Repeat only what lies from the line with "Recreate this image" to the line with "import React from", those two lines included, exactly as it stands; omit any images.

[Records with interface code]

--------------------

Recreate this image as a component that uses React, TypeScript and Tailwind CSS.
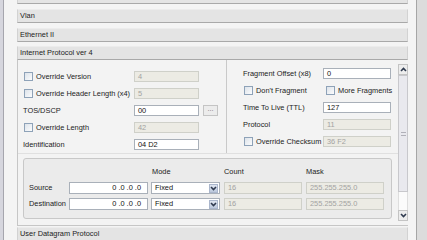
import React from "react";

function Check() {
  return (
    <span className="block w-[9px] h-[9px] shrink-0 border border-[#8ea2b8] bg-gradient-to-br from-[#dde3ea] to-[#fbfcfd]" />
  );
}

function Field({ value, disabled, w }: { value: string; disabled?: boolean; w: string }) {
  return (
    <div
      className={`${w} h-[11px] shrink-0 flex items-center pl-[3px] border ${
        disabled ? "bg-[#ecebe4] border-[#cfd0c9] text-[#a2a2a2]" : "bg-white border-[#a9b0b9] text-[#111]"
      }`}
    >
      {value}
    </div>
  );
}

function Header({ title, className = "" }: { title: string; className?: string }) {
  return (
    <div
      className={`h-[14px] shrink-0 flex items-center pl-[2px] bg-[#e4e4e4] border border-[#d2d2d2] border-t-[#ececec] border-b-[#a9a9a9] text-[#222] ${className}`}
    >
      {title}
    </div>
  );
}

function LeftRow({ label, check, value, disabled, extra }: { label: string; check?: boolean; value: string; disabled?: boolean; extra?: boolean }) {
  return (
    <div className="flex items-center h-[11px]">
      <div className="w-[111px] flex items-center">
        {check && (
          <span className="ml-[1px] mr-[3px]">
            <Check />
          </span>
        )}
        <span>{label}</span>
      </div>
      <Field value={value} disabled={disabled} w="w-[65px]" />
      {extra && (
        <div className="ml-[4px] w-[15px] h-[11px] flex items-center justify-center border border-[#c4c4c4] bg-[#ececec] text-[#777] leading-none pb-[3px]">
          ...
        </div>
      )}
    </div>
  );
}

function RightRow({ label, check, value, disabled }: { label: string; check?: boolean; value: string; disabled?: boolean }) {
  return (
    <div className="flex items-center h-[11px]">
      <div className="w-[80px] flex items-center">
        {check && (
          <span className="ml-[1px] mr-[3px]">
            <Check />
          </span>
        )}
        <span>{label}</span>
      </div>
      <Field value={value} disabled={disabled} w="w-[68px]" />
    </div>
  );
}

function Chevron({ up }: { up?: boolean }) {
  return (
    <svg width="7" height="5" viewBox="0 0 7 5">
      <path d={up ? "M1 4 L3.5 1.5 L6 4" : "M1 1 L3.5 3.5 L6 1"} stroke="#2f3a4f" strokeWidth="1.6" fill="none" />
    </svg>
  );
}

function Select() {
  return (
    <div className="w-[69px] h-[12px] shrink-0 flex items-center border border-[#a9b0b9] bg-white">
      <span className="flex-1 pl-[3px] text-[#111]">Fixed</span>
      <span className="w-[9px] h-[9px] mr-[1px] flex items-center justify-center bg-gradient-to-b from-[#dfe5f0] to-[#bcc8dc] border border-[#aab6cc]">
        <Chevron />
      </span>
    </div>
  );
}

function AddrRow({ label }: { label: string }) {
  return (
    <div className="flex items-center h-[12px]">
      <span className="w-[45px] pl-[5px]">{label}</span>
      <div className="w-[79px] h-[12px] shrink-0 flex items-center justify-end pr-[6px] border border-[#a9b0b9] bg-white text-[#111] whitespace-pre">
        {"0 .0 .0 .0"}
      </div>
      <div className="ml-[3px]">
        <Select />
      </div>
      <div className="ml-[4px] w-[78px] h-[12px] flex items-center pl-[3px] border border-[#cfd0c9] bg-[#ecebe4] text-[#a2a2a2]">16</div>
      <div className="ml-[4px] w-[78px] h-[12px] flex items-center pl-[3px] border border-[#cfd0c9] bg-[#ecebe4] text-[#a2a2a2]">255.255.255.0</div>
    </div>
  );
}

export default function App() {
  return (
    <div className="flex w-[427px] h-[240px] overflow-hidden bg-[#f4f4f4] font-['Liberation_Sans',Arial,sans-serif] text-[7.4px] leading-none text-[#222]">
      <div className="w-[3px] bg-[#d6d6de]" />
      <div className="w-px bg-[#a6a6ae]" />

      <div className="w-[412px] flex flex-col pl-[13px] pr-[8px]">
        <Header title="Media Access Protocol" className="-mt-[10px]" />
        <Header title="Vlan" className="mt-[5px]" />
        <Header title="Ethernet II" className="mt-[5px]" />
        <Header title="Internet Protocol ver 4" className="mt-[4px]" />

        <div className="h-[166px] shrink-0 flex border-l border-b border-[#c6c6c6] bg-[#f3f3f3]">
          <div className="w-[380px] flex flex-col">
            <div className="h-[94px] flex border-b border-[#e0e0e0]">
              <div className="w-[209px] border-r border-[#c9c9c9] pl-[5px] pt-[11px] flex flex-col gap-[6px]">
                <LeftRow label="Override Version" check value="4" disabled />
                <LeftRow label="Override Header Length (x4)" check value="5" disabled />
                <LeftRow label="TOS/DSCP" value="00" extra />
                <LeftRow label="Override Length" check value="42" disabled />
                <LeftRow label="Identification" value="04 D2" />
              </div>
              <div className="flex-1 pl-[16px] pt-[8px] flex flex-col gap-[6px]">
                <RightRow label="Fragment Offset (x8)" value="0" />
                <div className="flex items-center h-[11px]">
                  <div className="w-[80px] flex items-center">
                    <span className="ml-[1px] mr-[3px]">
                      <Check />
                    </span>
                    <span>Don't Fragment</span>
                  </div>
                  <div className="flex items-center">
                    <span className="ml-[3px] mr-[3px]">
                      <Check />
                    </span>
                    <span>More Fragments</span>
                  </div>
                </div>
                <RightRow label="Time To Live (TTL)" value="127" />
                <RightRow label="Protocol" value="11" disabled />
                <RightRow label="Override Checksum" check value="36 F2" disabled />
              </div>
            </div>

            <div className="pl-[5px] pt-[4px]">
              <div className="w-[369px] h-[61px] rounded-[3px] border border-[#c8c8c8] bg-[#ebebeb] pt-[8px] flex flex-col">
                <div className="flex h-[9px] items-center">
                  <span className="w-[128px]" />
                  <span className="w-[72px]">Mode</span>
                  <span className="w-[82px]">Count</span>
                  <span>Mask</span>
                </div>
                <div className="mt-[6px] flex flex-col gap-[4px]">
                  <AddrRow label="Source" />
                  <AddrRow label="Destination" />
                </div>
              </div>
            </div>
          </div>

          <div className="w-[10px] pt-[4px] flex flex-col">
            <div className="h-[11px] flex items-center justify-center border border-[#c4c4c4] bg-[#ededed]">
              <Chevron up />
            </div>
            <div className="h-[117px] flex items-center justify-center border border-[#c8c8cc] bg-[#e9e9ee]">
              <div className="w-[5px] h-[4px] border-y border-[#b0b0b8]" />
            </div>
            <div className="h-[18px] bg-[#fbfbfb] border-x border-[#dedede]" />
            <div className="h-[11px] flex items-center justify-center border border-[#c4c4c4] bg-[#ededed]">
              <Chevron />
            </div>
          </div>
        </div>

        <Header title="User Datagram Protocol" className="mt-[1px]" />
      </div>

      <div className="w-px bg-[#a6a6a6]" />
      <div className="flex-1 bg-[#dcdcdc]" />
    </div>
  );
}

--------------------

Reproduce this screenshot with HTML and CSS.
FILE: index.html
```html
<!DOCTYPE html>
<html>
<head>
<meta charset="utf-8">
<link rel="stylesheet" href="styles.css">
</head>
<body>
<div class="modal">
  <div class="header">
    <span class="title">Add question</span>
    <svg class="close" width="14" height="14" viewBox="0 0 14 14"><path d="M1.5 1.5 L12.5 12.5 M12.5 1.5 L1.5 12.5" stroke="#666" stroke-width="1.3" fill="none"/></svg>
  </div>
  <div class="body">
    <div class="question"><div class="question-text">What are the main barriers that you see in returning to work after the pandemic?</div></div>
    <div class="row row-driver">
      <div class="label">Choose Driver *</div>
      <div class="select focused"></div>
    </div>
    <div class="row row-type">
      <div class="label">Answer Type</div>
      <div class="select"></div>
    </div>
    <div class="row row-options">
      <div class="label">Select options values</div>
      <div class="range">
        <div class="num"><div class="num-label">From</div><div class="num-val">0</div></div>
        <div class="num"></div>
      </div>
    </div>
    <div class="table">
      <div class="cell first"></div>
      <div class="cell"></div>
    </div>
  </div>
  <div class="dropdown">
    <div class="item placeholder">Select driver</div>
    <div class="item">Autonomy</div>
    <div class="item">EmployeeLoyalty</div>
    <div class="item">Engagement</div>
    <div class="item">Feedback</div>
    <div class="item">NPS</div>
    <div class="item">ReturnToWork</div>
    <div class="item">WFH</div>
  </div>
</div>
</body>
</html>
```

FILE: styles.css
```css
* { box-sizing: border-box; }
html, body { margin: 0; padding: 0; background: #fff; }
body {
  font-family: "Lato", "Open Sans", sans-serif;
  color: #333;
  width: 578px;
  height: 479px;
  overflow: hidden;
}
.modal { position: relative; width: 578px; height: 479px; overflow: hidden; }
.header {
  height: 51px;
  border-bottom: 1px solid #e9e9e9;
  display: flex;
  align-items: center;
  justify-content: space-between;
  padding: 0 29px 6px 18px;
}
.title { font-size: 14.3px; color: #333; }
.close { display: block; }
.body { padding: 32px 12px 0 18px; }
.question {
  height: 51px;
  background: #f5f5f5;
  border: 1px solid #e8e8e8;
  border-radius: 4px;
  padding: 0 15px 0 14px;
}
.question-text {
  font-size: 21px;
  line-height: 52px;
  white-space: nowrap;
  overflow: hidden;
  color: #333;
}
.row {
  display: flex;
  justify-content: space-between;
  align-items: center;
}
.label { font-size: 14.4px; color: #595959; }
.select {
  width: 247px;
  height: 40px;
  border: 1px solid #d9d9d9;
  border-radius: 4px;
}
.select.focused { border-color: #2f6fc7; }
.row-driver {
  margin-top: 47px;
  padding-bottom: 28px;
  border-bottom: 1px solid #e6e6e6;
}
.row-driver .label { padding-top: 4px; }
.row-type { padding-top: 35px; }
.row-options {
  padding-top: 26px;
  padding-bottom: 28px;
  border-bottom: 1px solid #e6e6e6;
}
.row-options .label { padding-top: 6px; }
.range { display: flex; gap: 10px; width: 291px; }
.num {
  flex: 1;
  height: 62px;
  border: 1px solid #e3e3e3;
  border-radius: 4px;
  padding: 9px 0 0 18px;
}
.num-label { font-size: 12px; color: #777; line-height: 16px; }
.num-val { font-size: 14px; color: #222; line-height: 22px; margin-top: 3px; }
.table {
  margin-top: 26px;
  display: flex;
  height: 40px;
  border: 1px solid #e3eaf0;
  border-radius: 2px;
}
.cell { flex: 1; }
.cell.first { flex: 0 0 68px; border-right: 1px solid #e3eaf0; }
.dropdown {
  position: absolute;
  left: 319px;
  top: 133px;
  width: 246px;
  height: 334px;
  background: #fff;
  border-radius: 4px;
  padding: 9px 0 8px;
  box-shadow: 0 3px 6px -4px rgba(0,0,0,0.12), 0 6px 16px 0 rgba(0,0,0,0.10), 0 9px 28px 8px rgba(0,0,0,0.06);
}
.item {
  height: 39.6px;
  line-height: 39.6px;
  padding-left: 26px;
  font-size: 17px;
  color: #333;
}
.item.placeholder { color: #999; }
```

--------------------

Solution to this task:
Recreate this image as a component that uses React, TypeScript and Tailwind CSS.
import React from "react";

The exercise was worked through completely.